■ TASK PROMPT: Quote the data exactly, first line to the line containing "import React from 'react';", with no pictures.

■ SUPPLIED INFORMATION:

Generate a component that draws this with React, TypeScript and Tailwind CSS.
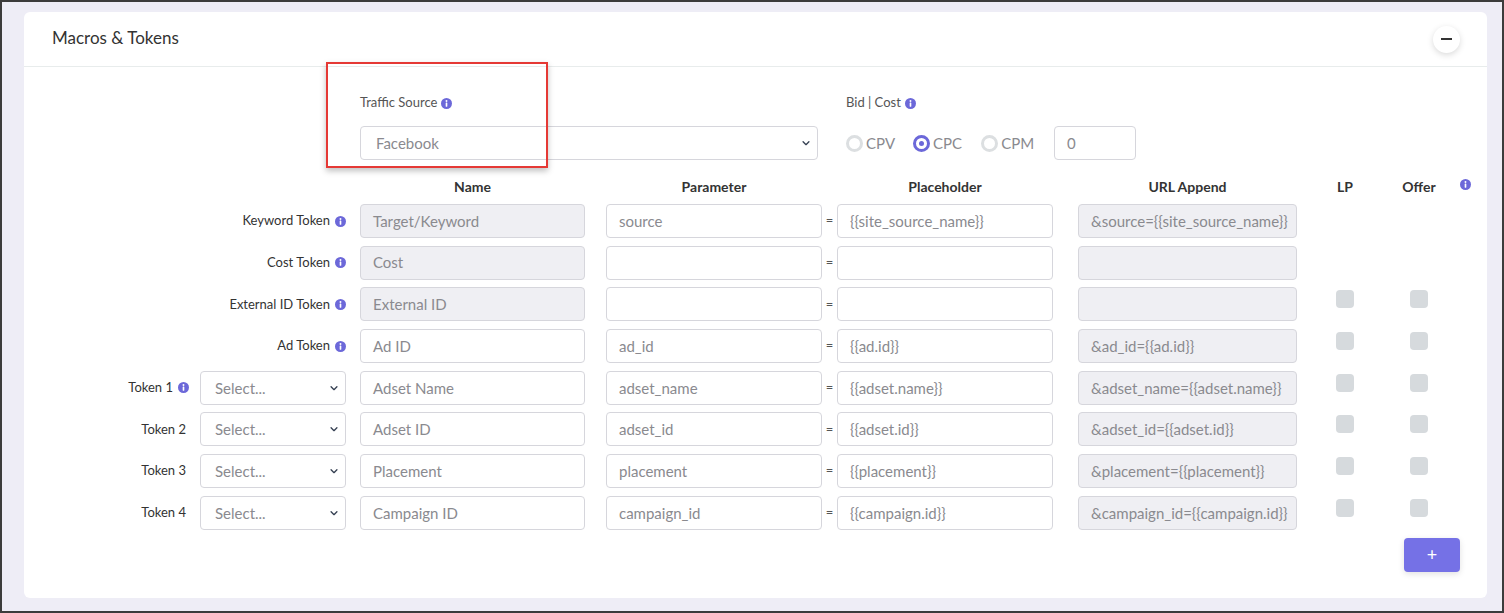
import React from 'react';

const Info = ({ className = '' }: { className?: string }) => (
  <svg viewBox="0 0 16 16" className={`inline-block w-[11px] h-[11px] ${className}`}>
    <circle cx="8" cy="8" r="8" fill="#6c68d9" />
    <circle cx="8" cy="4.3" r="1.4" fill="#fff" />
    <rect x="6.8" y="6.6" width="2.4" height="6" rx="0.6" fill="#fff" />
  </svg>
);

const Chevron = () => (
  <svg viewBox="0 0 12 12" className="w-[10px] h-[10px] text-gray-700">
    <path d="M2.5 4.5 6 8l3.5-3.5" fill="none" stroke="currentColor" strokeWidth="1.6" strokeLinecap="round" strokeLinejoin="round" />
  </svg>
);

const Field = ({ value, w, gray }: { value: string; w: string; gray?: boolean }) => (
  <div className={`${w} h-[34px] rounded border border-[#d6d6dc] flex items-center px-3 text-[15px] text-[#8a8a8f] overflow-hidden whitespace-nowrap ${gray ? 'bg-[#efeff3]' : 'bg-white'}`}>
    {value}
  </div>
);

const Select = ({ value, w }: { value: string; w: string }) => (
  <div className={`${w} h-[34px] rounded border border-[#d6d6dc] bg-white flex items-center justify-between pl-[14px] pr-[6px] text-[15px] text-[#8a8a8f]`}>
    <span>{value}</span>
    <Chevron />
  </div>
);

const Check = () => <div className="w-[18px] h-[18px] rounded bg-[#d6dadd]" />;

type Row = { label: string; info?: boolean; select?: boolean; name: string; nameGray?: boolean; param: string; ph: string; url: string; checks: boolean };

const rows: Row[] = [
  { label: 'Keyword Token', info: true, name: 'Target/Keyword', nameGray: true, param: 'source', ph: '{{site_source_name}}', url: '&source={{site_source_name}}', checks: false },
  { label: 'Cost Token', info: true, name: 'Cost', nameGray: true, param: '', ph: '', url: '', checks: false },
  { label: 'External ID Token', info: true, name: 'External ID', nameGray: true, param: '', ph: '', url: '', checks: true },
  { label: 'Ad Token', info: true, name: 'Ad ID', param: 'ad_id', ph: '{{ad.id}}', url: '&ad_id={{ad.id}}', checks: true },
  { label: 'Token 1', info: true, select: true, name: 'Adset Name', param: 'adset_name', ph: '{{adset.name}}', url: '&adset_name={{adset.name}}', checks: true },
  { label: 'Token 2', select: true, name: 'Adset ID', param: 'adset_id', ph: '{{adset.id}}', url: '&adset_id={{adset.id}}', checks: true },
  { label: 'Token 3', select: true, name: 'Placement', param: 'placement', ph: '{{placement}}', url: '&placement={{placement}}', checks: true },
  { label: 'Token 4', select: true, name: 'Campaign ID', param: 'campaign_id', ph: '{{campaign.id}}', url: '&campaign_id={{campaign.id}}', checks: true },
];

const Radio = ({ label, on }: { label: string; on?: boolean }) => (
  <div className="flex items-center gap-[3px] text-[15px] text-[#8a8a8f]">
    <span className={`w-[17px] h-[17px] rounded-full flex items-center justify-center ${on ? 'border-[3px] border-[#6c68d9]' : 'border-[3px] border-[#dcdfe1]'}`}>
      {on && <span className="w-[5px] h-[5px] rounded-full bg-[#6c68d9]" />}
    </span>
    {label}
  </div>
);

export default function App() {
  return (
    <div className="w-[1504px] h-[613px] bg-[#eeedf6] border-2 border-[#3c3c3c] pt-[10px] pl-[22px] pr-[15px] text-[#333]" style={{ fontFamily: 'Lato, "Noto Sans", sans-serif' }}>
      <div className="relative bg-white rounded-md h-[586px]">
        <div className="h-[55px] border-b border-[#e8ecec] flex items-center justify-between pl-[28px] pr-[27px]">
          <h2 className="text-[17px] text-[#333] pb-[2px]">Macros &amp; Tokens</h2>
          <button className="w-[27px] h-[27px] rounded-full bg-white shadow-[0_2px_6px_rgba(0,0,0,0.15)] flex items-center justify-center">
            <span className="w-[11px] h-[2px] bg-[#333]" />
          </button>
        </div>

        <div className="flex pt-[28px] pl-[336px]">
          <div className="w-[458px]">
            <div className="text-[13px] text-[#555] flex items-center gap-1 h-[16px]">Traffic Source <Info /></div>
            <div className="mt-[15px] h-[34px] rounded border border-[#d6d6dc] flex items-center justify-between pl-[15px] pr-[6px] text-[15px] text-[#8a8a8f]">
              <span>Facebook</span>
              <Chevron />
            </div>
          </div>
          <div className="ml-[28px]">
            <div className="text-[13px] text-[#555] flex items-center gap-1 h-[16px]">Bid | Cost <Info /></div>
            <div className="mt-[15px] flex items-center h-[34px]">
              <Radio label="CPV" />
              <div className="ml-[18px]"><Radio label="CPC" on /></div>
              <div className="ml-[19px]"><Radio label="CPM" /></div>
              <div className="ml-[20px]"><Field value="0" w="w-[82px]" /></div>
            </div>
          </div>
        </div>

        <div className="flex items-center mt-[16px] text-[14px] font-bold text-[#333] h-[20px]">
          <div className="w-[336px]" />
          <div className="w-[225px] text-center">Name</div>
          <div className="w-[21px]" />
          <div className="w-[216px] text-center">Parameter</div>
          <div className="w-[15px]" />
          <div className="w-[216px] text-center">Placeholder</div>
          <div className="w-[25px]" />
          <div className="w-[219px] text-center">URL Append</div>
          <div className="w-[96px] text-center">LP</div>
          <div className="w-[52px] text-center">Offer</div>
          <div className="w-[40px] text-center -mt-[6px]"><Info /></div>
        </div>

        <div className="mt-[8px] flex flex-col gap-[7.7px]">
          {rows.map((r) => (
            <div key={r.label} className="flex items-center">
              <div className="w-[336px] flex items-center justify-end pr-[14px] text-[13px] text-[#333]">
                <span className="flex items-center gap-[5px]">{r.label}{r.info && <Info />}</span>
                {r.select && <div className={r.info ? 'ml-[11px]' : 'ml-[14px]'}><Select value="Select..." w="w-[146px]" /></div>}
              </div>
              <Field value={r.name} w="w-[225px]" gray={r.nameGray} />
              <div className="w-[21px]" />
              <Field value={r.param} w="w-[216px]" />
              <div className="w-[15px] text-center text-[13px] text-[#555]">=</div>
              <Field value={r.ph} w="w-[216px]" />
              <div className="w-[25px]" />
              <Field value={r.url} w="w-[219px]" gray />
              <div className="w-[96px] flex justify-center -mt-[10px]">{r.checks && <Check />}</div>
              <div className="w-[52px] flex justify-center -mt-[10px]">{r.checks && <Check />}</div>
            </div>
          ))}
        </div>

        <div className="flex justify-end pr-[27px] mt-[8px]">
          <button className="w-[56px] h-[34px] rounded bg-[#7571e6] text-white text-[18px] shadow-[0_2px_6px_rgba(0,0,0,0.12)]">+</button>
        </div>

        <div className="absolute left-[302px] top-[50px] w-[222px] h-[106px] border-2 border-[#e53935] shadow-[0_3px_6px_rgba(0,0,0,0.25)] pointer-events-none" />
      </div>
    </div>
  );
}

■ THE OUTPUT:
Generate a component that draws this with React, TypeScript and Tailwind CSS.
import React from 'react';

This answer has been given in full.